Make a square for Maker Faire
Monday, Sept. 20 and Tuesday, Sept 21 (two nights - come to one or both!)
6 - 8 p.m.
34 West 15th Street, 7th floor (between 5th and 6th Aves)

This is the Lion Brand building but don't go to LB Studio - go in the main building door and take the elevator to the 7th floor. Yarn will be waiting for you.

See you there!

Tuesday, September 14, 2010

The Squares, They Are A-Coming In

This is a full time, a time of feeling full. Full of ideas, full of the world flowing through me. Keeping it flowing, I say! No snags, please.
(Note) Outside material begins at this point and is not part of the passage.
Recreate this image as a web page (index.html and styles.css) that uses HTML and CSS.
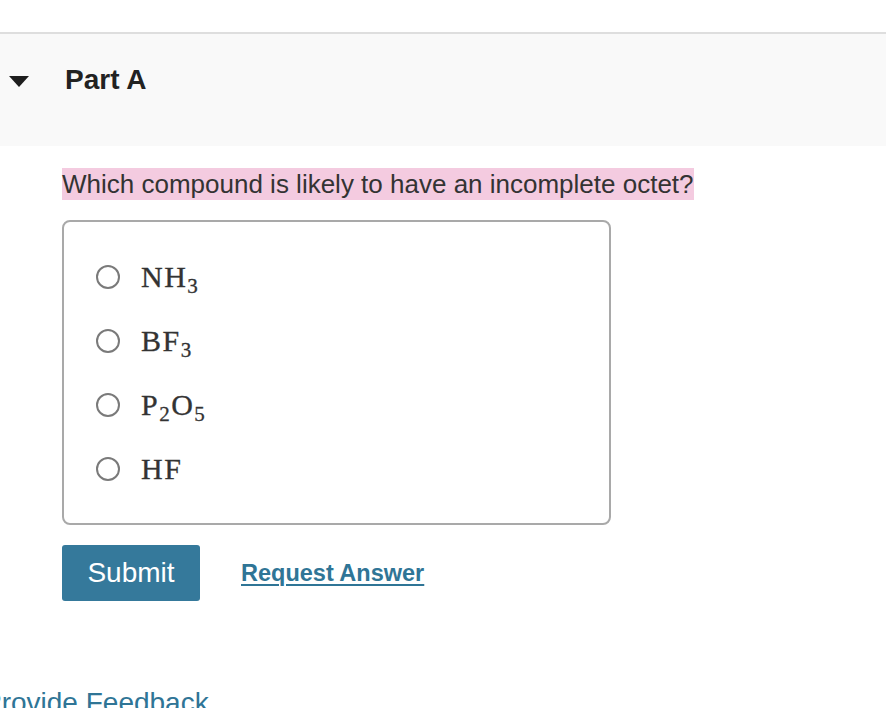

The Guggenheim application was sent off into the ether of the internets, to be examined and have its teeth checked in the horse trading that is what gets called fellowship around here. It may end up at the glue factory, but it was a very good experience to have to write it, so glue or no glue, fellowship or no fellowship, it was worth the time and effort.

We would have been enjoying our second morning waking up in Gillams today but for the Maker Faire and Lion Brand Yarn on the phone. Oh-oh...a little snag! I have been surprised at how sad I am about it, to be honest. Newfoundland, that damn place. It just gets under your skin and won't leave you be. Perhaps there are some ringworm metaphors I could be working here.

But, moving forward in the fullness of life, I have been making and collecting squares for the rocket installation.

Colourful squares and plain squares.

Clever, mathematical squares and humble garter stitch squares.

Squares made with hooks, needles and, apparently, arrows the size of US 13's. Necessity is the mother of invention, so they say. (This one was made by Betty Chen, who came by yesterday and picked another bag of yarn -thank you Betty!)